Louise – Tree nursery horticulture trainee
I wanted to work in conservation because the warming climate and degrading biosphere is the most pressing issue of our time. I also have always had a great interest in the Highlands and am excited at the opportunity to work with an organisation that is regenerating the forests and wildlife.
Callum – Deer and Estate Management trainee
I was working indoors as a painter and decorator and I felt like I wasn’t in the right place and wanted to work outdoors. So far in the traineeship I have had the unique opportunity to work with the Trees for Life deer manager who has around 30 years of experience. A normal day for me would be working directly with the deer management team learning hands on skills in deer stalking and estate management. I am working towards the Deer Stalking Certificate 1 as well as completing a chainsaw qualification. These qualifications along with the practical skills I’m gaining will help me go forward and obtain a career in this sector.

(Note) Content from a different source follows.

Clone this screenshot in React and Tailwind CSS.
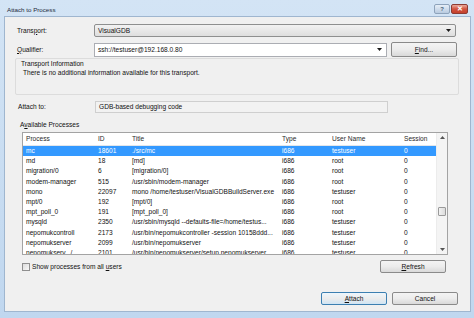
import React from 'react';

const rows = [
  ['mc', '18601', './src/mc', 'i686', 'testuser', '0'],
  ['md', '18', '[md]', 'i686', 'root', '0'],
  ['migration/0', '6', '[migration/0]', 'i686', 'root', '0'],
  ['modem-manager', '515', '/usr/sbin/modem-manager', 'i686', 'root', '0'],
  ['mono', '22097', 'mono /home/testuser/VisualGDBBuildServer.exe', 'i686', 'testuser', '0'],
  ['mpt/0', '192', '[mpt/0]', 'i686', 'root', '0'],
  ['mpt_poll_0', '191', '[mpt_poll_0]', 'i686', 'root', '0'],
  ['mysqld', '2350', '/usr/sbin/mysqld --defaults-file=/home/testus...', 'i686', 'testuser', '0'],
  ['nepomukcontroll', '2173', '/usr/bin/nepomukcontroller -session 10158ddd...', 'i686', 'testuser', '0'],
  ['nepomukserver', '2099', '/usr/bin/nepomukserver', 'i686', 'testuser', '0'],
  ['nepomukserv.../', '2101', '/usr/bin/nepomukserver/setup.nepomukserver', 'i686', 'testuser', '0'],
];

const cols = 'grid grid-cols-[72px_34px_150px_50px_72px_34px]';

function Arrow() {
  return (
    <svg width="5" height="3" viewBox="0 0 5 3">
      <polygon points="0,0 5,0 2.5,3" fill="#1a1a1a" />
    </svg>
  );
}

function Btn({ children, className = '' }) {
  return (
    <div
      className={`flex items-center justify-center rounded-[2px] border border-[#8a8a8a] bg-gradient-to-b from-[#f4f4f4] via-[#ececec] to-[#d9d9d9] ${className}`}
    >
      {children}
    </div>
  );
}

export default function App() {
  return (
    <div className="flex h-[318px] w-[474px] flex-col overflow-hidden bg-gradient-to-b from-[#d3e4f5] to-[#c0d7ef] font-['Liberation_Sans',Arial,sans-serif] text-[6.6px] leading-[8px] text-[#111]">
      {/* title bar */}
      <div className="flex h-[16px] shrink-0 items-start justify-between pl-[7px] pr-[6px]">
        <span className="mt-[6px] text-[6.2px] text-[#1e2a3a]">Attach to Process</span>
        <div className="mt-[4px] flex gap-[1px]">
          <div className="flex h-[10px] w-[16px] items-center justify-center rounded-[2px] border border-[#8ea3bb] bg-gradient-to-b from-[#e6eef7] to-[#b9cbe0] text-[6px] font-bold text-[#4b5e78]">
            ?
          </div>
          <div className="flex h-[10px] w-[17px] items-center justify-center rounded-[2px] border border-[#8d3b33] bg-gradient-to-b from-[#e9a89c] via-[#d1523f] to-[#c4412d] text-[7px] font-bold text-white">
            ✕
          </div>
        </div>
      </div>

      {/* client area */}
      <div className="mb-[6px] ml-[4px] mr-[3px] flex flex-1 flex-col border border-[#9fb6cf] bg-[#f0f0f0]">
        {/* transport */}
        <div className="mt-[7px] flex h-[13px] items-center pl-[12px]">
          <span className="w-[77px]">
            Trans<span className="underline">p</span>ort:
          </span>
          <div className="flex h-[13px] w-[362px] items-center justify-between rounded-[2px] border border-[#8e8f8f] bg-gradient-to-b from-[#f2f2f2] to-[#dedede] pl-[3px] pr-[4px]">
            <span>VisualGDB</span>
            <Arrow />
          </div>
        </div>

        {/* qualifier */}
        <div className="mt-[5px] flex h-[15px] items-center pl-[12px]">
          <span className="w-[77px]">
            <span className="underline">Q</span>ualifier:
          </span>
          <div className="flex h-[14px] w-[293px] items-center justify-between border border-[#abadb3] bg-white pl-[3px] pr-[4px]">
            <span>ssh://testuser@192.168.0.80</span>
            <Arrow />
          </div>
          <Btn className="ml-[4px] h-[15px] w-[66px]">
            <span>
              <span className="underline">F</span>ind...
            </span>
          </Btn>
        </div>

        {/* transport information */}
        <div className="ml-[10px] mt-[1px] h-[37px] w-[444px] rounded-[2px] border border-[#dcdcdc] pl-[5px] pt-[1px]">
          <div>Transport Information</div>
          <div className="pl-[2px] pt-[1px]">There is no additional information available for this transport.</div>
        </div>

        {/* attach to */}
        <div className="mt-[6px] flex h-[12px] items-center pl-[13px]">
          <span className="w-[77px]">Attach to:</span>
          <div className="flex h-[12px] w-[293px] items-center border border-[#cfcfcf] bg-[#f2f2f2] pl-[3px]">
            GDB-based debugging code
          </div>
        </div>

        {/* available processes */}
        <div className="mt-[8px] pl-[15px]">
          A<span className="underline">v</span>ailable Processes
        </div>

        {/* list */}
        <div className="ml-[17px] mt-[3px] flex h-[123px] w-[426px] overflow-hidden border border-[#a3a3a3] bg-white">
          <div className="flex w-[413px] flex-col overflow-hidden">
            <div className={`${cols} h-[13px] shrink-0 items-center border-b border-[#e3e6ea] text-[#2a2a2a]`}>
              <span className="pl-[3px]">Process</span>
              <span className="pl-[3px]">ID</span>
              <span className="pl-[3px]">Title</span>
              <span className="pl-[3px]">Type</span>
              <span className="pl-[3px]">User Name</span>
              <span className="pl-[3px]">Session</span>
            </div>
            {rows.map((r, i) => (
              <div
                key={i}
                className={`${cols} h-[10.2px] shrink-0 items-center ${i === 0 ? 'bg-[#3399ff] text-white' : ''}`}
              >
                {r.map((c, j) => (
                  <span key={j} className="overflow-hidden whitespace-nowrap pl-[3px]">
                    {c}
                  </span>
                ))}
              </div>
            ))}
          </div>
          <div className="relative flex w-[11px] flex-col items-center justify-between border-l border-[#ececec] bg-[#f4f4f4] py-[3px]">
            <svg width="5" height="3" viewBox="0 0 5 3">
              <polygon points="0,3 5,3 2.5,0" fill="#555" />
            </svg>
            <div className="absolute left-[1px] top-[74px] h-[9px] w-[8px] rounded-[1px] border border-[#9a9a9a] bg-gradient-to-r from-[#f2f2f2] to-[#dcdcdc]" />
            <svg width="5" height="3" viewBox="0 0 5 3">
              <polygon points="0,0 5,0 2.5,3" fill="#555" />
            </svg>
          </div>
        </div>

        {/* checkbox + refresh */}
        <div className="mt-[5px] flex h-[13px] items-center pl-[17px] pr-[24px]">
          <div className="h-[8px] w-[8px] border border-[#8f8f8f] bg-gradient-to-br from-[#dcdcdc] to-[#f8f8f8]" />
          <span className="ml-[2px]">
            Show processes from all <span className="underline">u</span>sers
          </span>
          <Btn className="ml-auto h-[13px] w-[66px]">
            <span>
              <span className="underline">R</span>efresh
            </span>
          </Btn>
        </div>

        {/* bottom buttons */}
        <div className="mt-[19px] flex justify-end gap-[5px] pr-[12px]">
          <Btn className="h-[13px] w-[66px] !border-[#3c7fb1] !from-[#eef6fc] !to-[#cfe4f4]">
            <span>
              <span className="underline">A</span>ttach
            </span>
          </Btn>
          <Btn className="h-[13px] w-[66px]">Cancel</Btn>
        </div>
      </div>
    </div>
  );
}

Georgie – Forestry and Land Management trainee
Prior to joining Trees for Life I was working in the commercial forestry sector, but felt I wanted more of an ecological focus in my work. The traineeship has provided me with the opportunity to develop my knowledge and understanding of native woodland restoration and management. I am helping to develop new planting schemes and manage woodlands in a way that prioritises ecosystem functions and delivers a wide range of benefits to both the environment and people. Working with Trees for Life has allowed me to make a significant change in my career direction and to gain incredibly valuable experience.
Nick – Tree Nursery and Horticulture trainee
Before moving to the highlands I was working in Devon and volunteering with a tree planting charity. I studied History and cultural studies at University and since graduating in 2008 I have done a variety of jobs. I developed an interest in horticulture and began volunteering and learning new skills. I found this work enjoyable and rewarding and I feel very lucky to be gaining professional training in a specialist tree nursery. The traineeship will provide me with skills and a diverse range of experiences that will be of benefit in future employment.
Rhona – Community Engagement trainee
After 8 years of working in the NHS, I decided that I would like to try a career change. I’d always been interested in conservation and environmental work, and felt that my experience of working with people and communities would transfer well to learning about community engagement with Trees for Life.
So far I’ve working on a variety of outdoor projects with adults and children. There have been opportunities to help with events and tours held on Dundreggan estate and at other local projects. It is an exciting time to be involved with Trees for Life, as they are expanding their community engagement outreach and connections with local people.
Tim – Tree Nursery and Horticulture trainee
Having previously studied and worked in Hospitality I decided that I’d prefer to spend more time outside than in. I have always had an interest in nature and the work that Trees for Life are doing to restore the Caledonian forest. Working in the tree nursery is a fantastic opportunity to develop skills that will allow me to progress a career in a similar role. I really enjoy my day to day work on the nursery and I am continuously learning how to grow the various trees species that make up the native forests of Scotland.